▶ TASK INPUT
--- START ---
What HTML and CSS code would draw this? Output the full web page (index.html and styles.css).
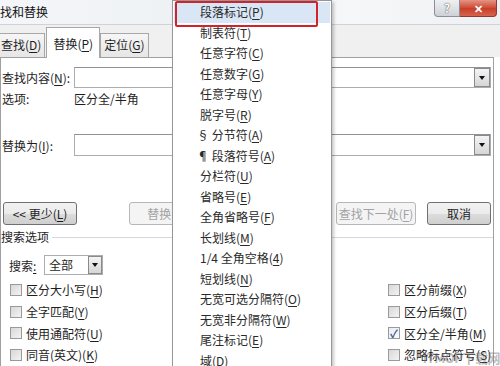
--- END ---
--- START ---
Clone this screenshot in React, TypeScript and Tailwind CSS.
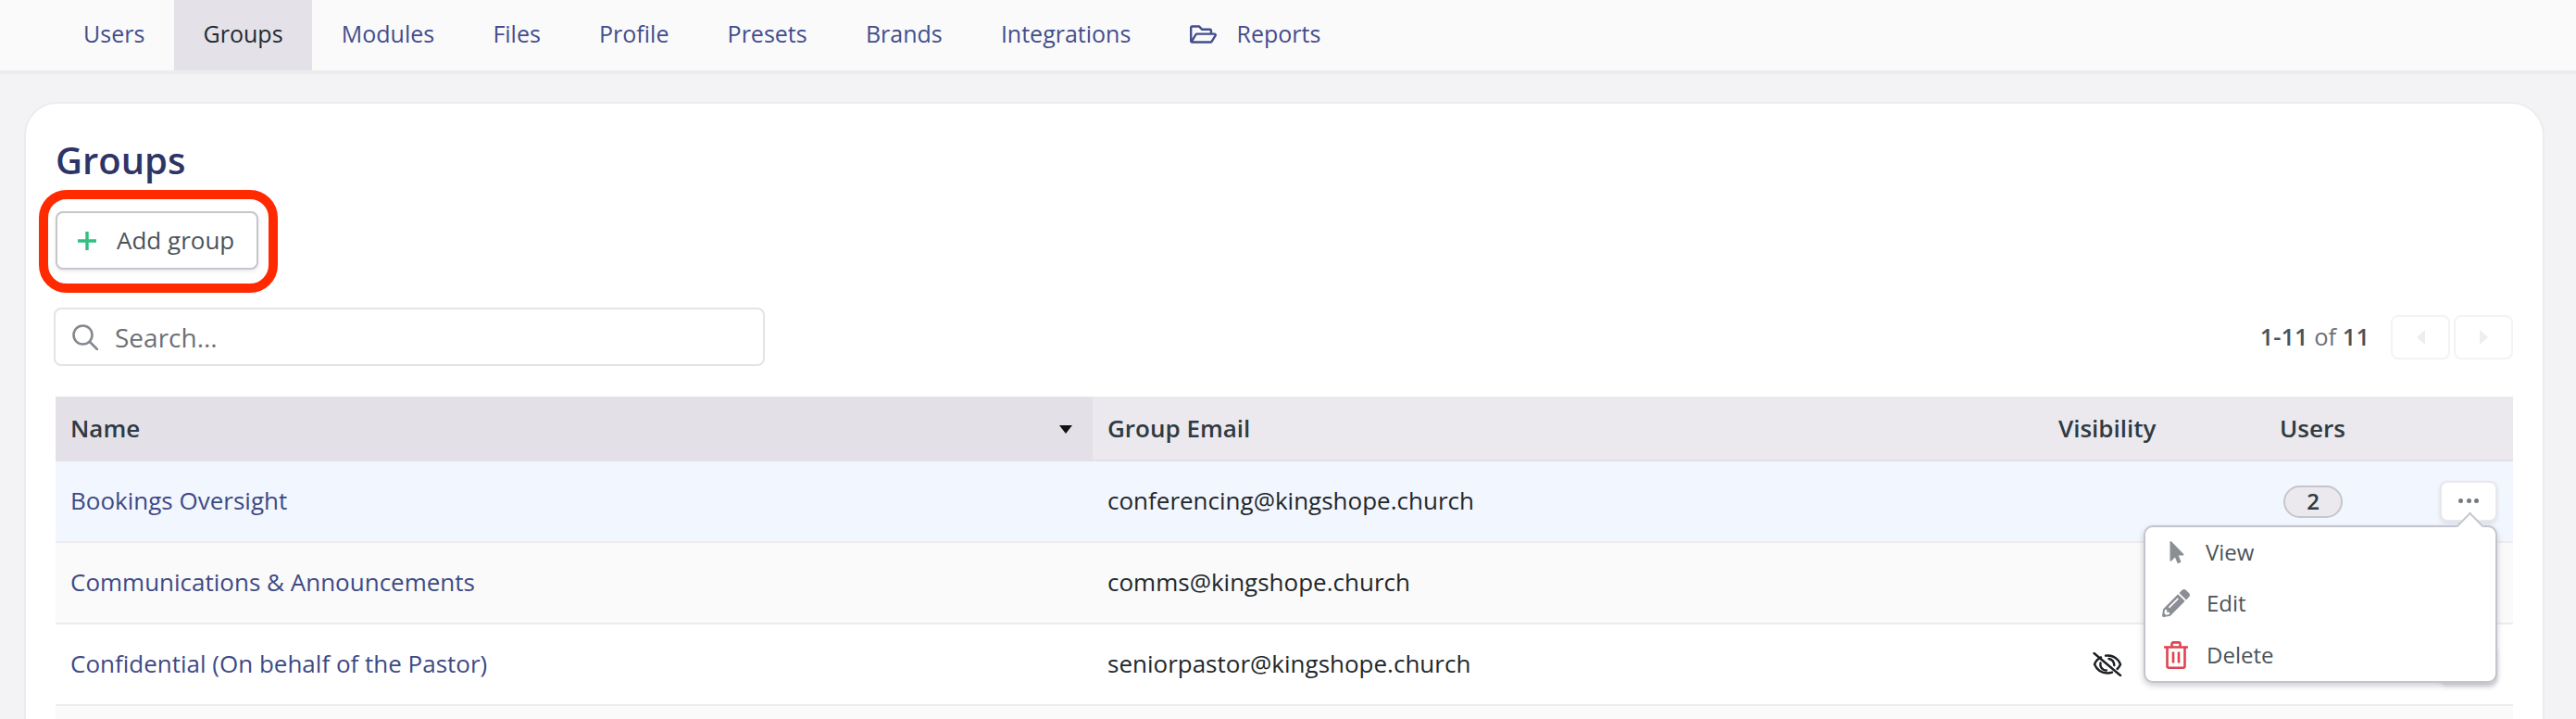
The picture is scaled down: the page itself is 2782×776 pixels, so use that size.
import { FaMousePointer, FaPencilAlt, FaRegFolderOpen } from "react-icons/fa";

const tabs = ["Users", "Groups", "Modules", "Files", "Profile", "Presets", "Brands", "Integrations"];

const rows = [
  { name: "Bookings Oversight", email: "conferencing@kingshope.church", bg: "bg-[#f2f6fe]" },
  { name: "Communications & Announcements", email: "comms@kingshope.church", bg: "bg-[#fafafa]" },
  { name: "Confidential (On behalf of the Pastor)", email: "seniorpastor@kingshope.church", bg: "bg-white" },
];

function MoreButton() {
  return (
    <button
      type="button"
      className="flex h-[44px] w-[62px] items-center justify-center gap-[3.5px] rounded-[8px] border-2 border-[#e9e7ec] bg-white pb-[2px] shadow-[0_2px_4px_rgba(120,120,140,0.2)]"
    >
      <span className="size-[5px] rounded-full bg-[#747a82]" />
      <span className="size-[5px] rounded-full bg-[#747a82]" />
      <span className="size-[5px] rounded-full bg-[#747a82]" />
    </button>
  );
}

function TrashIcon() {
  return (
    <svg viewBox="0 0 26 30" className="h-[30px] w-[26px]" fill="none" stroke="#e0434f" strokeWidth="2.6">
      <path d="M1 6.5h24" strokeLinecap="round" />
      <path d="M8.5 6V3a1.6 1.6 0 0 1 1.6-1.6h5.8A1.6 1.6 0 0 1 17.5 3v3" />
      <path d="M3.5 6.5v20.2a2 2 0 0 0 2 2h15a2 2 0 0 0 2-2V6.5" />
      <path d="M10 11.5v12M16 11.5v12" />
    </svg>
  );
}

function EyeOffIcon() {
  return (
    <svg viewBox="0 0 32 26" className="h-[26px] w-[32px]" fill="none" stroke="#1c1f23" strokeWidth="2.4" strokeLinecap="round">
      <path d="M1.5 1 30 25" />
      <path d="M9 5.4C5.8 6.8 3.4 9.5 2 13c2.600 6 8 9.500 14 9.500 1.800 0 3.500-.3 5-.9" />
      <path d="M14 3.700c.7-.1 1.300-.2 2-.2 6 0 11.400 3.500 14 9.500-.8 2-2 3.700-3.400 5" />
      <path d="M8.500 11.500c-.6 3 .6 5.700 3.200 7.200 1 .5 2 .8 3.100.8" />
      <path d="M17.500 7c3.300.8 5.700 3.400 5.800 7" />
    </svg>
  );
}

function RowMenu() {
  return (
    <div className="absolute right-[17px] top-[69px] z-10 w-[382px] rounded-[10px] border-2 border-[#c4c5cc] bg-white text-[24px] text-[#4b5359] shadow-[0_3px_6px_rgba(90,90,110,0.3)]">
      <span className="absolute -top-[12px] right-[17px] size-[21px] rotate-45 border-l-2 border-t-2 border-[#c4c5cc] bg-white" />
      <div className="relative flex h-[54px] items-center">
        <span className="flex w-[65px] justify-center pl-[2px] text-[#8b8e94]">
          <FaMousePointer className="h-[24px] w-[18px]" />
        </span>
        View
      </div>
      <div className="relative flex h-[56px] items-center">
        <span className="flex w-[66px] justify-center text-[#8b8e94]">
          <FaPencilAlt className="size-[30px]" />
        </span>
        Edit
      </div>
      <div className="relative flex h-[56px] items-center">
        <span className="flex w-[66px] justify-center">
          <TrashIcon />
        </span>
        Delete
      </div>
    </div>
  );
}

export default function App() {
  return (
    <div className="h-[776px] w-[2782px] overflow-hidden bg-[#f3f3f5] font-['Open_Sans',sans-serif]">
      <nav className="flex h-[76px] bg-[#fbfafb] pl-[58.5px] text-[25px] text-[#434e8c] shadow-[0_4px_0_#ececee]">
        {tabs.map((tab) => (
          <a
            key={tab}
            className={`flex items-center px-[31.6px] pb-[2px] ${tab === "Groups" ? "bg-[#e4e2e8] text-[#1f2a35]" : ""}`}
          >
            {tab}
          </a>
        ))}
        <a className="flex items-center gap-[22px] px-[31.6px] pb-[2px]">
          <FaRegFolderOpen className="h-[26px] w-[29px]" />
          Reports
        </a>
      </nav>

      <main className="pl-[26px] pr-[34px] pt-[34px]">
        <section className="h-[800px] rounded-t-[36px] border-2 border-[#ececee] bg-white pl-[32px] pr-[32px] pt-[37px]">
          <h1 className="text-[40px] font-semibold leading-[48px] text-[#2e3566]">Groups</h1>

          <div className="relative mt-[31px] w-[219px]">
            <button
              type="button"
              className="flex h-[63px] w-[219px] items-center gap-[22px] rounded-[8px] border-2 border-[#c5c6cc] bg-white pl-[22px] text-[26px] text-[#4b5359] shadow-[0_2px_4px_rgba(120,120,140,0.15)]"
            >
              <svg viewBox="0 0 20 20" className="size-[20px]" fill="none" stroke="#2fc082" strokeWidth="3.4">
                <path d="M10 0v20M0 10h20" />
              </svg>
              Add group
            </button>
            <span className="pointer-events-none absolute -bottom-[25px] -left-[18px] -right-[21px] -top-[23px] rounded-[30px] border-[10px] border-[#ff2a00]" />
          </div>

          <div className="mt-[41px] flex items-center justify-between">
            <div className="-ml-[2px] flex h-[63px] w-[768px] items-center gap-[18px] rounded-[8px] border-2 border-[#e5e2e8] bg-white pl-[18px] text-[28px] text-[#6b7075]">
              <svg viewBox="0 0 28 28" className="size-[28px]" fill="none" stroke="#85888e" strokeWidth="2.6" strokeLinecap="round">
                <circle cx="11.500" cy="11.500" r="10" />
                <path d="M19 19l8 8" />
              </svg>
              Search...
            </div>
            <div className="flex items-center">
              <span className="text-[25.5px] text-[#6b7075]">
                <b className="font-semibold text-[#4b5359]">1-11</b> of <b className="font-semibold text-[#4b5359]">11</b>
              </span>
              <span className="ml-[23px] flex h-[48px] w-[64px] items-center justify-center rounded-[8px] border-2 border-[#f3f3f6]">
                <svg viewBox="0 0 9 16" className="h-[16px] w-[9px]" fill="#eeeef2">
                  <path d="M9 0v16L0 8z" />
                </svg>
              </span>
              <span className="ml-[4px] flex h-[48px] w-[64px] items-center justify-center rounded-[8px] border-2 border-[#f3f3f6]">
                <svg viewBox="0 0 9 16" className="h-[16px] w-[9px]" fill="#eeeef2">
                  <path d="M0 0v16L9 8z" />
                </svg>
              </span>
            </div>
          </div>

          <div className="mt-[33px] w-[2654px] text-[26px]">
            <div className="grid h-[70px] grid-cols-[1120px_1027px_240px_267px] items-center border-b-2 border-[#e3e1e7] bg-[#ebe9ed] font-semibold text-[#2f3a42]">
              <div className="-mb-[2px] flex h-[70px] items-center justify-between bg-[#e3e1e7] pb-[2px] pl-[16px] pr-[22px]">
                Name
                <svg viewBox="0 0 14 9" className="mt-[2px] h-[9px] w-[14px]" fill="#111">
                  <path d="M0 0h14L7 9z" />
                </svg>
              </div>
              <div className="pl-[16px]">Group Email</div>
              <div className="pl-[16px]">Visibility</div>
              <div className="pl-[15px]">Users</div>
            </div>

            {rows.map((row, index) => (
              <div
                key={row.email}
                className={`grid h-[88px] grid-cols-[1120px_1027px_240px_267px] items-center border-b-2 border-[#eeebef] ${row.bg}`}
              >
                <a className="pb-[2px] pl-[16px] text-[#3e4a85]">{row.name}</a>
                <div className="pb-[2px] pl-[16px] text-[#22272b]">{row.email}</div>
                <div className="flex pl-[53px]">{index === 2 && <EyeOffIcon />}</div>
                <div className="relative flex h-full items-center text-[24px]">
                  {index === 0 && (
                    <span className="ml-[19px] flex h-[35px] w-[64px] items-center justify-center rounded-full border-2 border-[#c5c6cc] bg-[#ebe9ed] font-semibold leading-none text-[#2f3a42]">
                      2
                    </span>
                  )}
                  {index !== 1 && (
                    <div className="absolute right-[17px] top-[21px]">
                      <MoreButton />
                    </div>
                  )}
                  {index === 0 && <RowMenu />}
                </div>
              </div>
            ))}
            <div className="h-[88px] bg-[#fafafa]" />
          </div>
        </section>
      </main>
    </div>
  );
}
--- END ---
▶ EXERCISE INSTRUCTIONS
Lines holding the word "this" in the entries above are the ones to pull out. Copy them all.

▶ WRITTEN RESPONSE
What HTML and CSS code would draw this? Output the full web page (index.html and styles.css).
Clone this screenshot in React, TypeScript and Tailwind CSS.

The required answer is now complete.